Rail Privatisation: ten years on

DfT: sitting on the SoFA

In 2006-07 most of the first round of franchises came to the end of their terms and were put up for re-letting. In an unanticipated round of blood letting in search of “best value for the Department for Transport”, few of them were retained by the incumbents.

The early refranchising round was ushered in by the news that First Great Western (not a 1996 franchisee having bought out the original management team, but a TOC which did retain its franchise in the re-bidding) had gone back after a few weeks to renegotiate their terms and their DfT-approved rolling stock list, amidst widespread public protests from their passengers concerning short trains and withdrawn services. The DfT protested that fGW were free to restore services to any level they wished - but forgot to mention that fGW were under a tight agreement as to their bid for costs to run the services, or that their rolling stock had been allocated by the DfT to other forthcoming refranchises. The reason for DfT approving changes despite their own protestations of innocence in the cuts was that to restore the services altered, combined or withdrawn would cost more than the bid the DfT themselves had selected as "best value" for the tightly specified franchise.

One original 1996 franchisee to keep their franchise was Stagecoach with the TOC once known as South West Drains, thanks to a complete turn-around in their performance measures and passenger satisfaction from bottom to top. What probably also helped Stagecoach keep their franchise was getting the long-delayed "Juniper" units (an embarrassing bit of post-privatisation rolling stock ordering) into service on the Reading line, thus saving the DfT from even more embarrassing "trains that never turned a wheel in service" stories at a time when public focus turned to overcrowding and the need to restore post-privatisation cuts in train lengths.

Before a year was out came the collapse of GNER who had bid to retain their franchise on terms widely seen as ambitious, and were simultaneously hit by their parent withdrawing financial guarantees at the same time as business shrank following the July 2006 London bombings. They had no financial margin due to the tightness of their bid. After GNER, no further franchises went to the incumbent - I presume the DfT paniced and tried in this way to stop the increasing progression of optimistic bids from existing franchise holders.

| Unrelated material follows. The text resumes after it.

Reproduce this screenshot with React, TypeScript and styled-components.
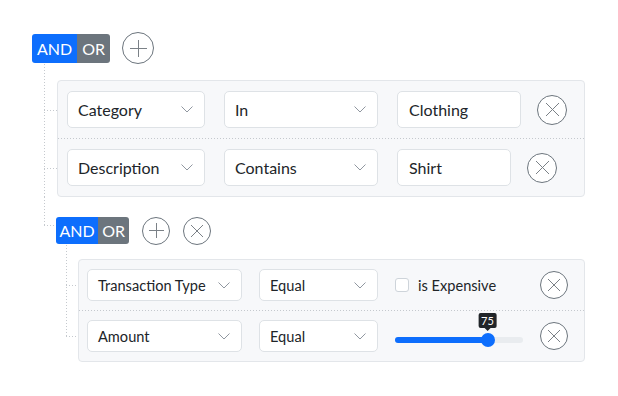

Thus it became clear in 2007 that keeping the railway usable for its passengers and keeping the railway organised stably during temporary lean times were no longer political objectives - involving as they did "reducing value" for the DfT. Though at least since the IEP (Intercity Express replacement Programme) was mooted the DfT has now given up any pretence of not allocating the rolling stock to Train Operating Companies ...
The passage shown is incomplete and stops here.